Digital Twins of the Grid

A digital twin is a virtual replica of the physical grid, continuously updated with real‑time sensor data. Operators can run “what‑if” scenarios (e.g., “What happens if this transformer is taken offline?” or “How does next week’s storm affect line loading?”) without risking actual equipment. Big data feeds the twin, and the twin helps optimize reliability by suggesting preventive actions. Several U.S. utilities, including Entergy and Con Edison, have begun deploying digital twin platforms for transmission and distribution.
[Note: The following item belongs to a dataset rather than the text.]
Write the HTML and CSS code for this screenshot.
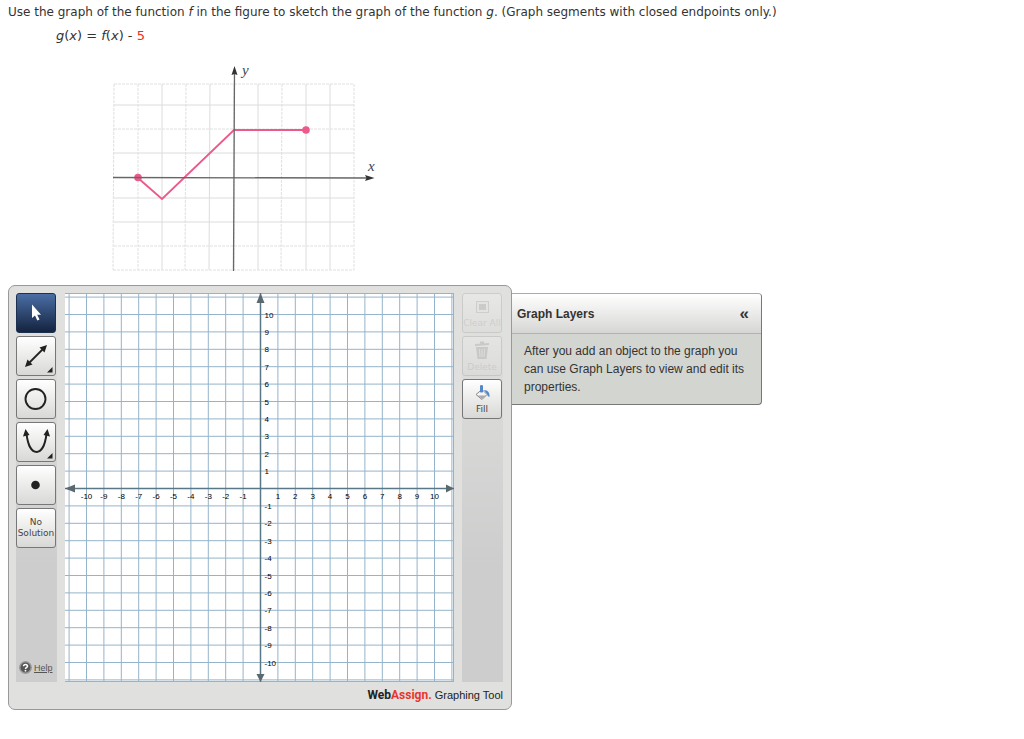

Standardization and Interoperability

For big data analytics to scale across utilities and regions, common data models, APIs, and cybersecurity standards must be adopted. Initiatives such as the IEEE 1815 (DNP3) and IEC 61850 are evolving to support broader data sharing. The U.S. Department of Energy’s Grid Modernization Laboratory Consortium is actively working on interoperability guidelines.

Conclusion: Building the Reliable Grid of Tomorrow

Big data analytics is not a silver bullet—it requires significant investment, cultural change, and careful execution. But the evidence is clear: utilities that embrace data-driven strategies are achieving measurable improvements in power system reliability, operational efficiency, and cost control. From predictive maintenance that averts transformer failures to AI-powered control systems that balance renewables, the technology is mature enough to deliver value today.

As the energy transition accelerates, reliability will become even more critical—because electrification of heating, transportation, and industry means that outages disrupt far more than just lighting and entertainment. The grid of the future must be resilient, self‑healing, and adaptive. Big data analytics, combined with artificial intelligence and edge computing, provides the foundation for that vision. Utility leaders who invest now in building advanced analytics capabilities will be better positioned to navigate the challenges ahead, serving their customers with dependable, affordable, and clean power for decades to come.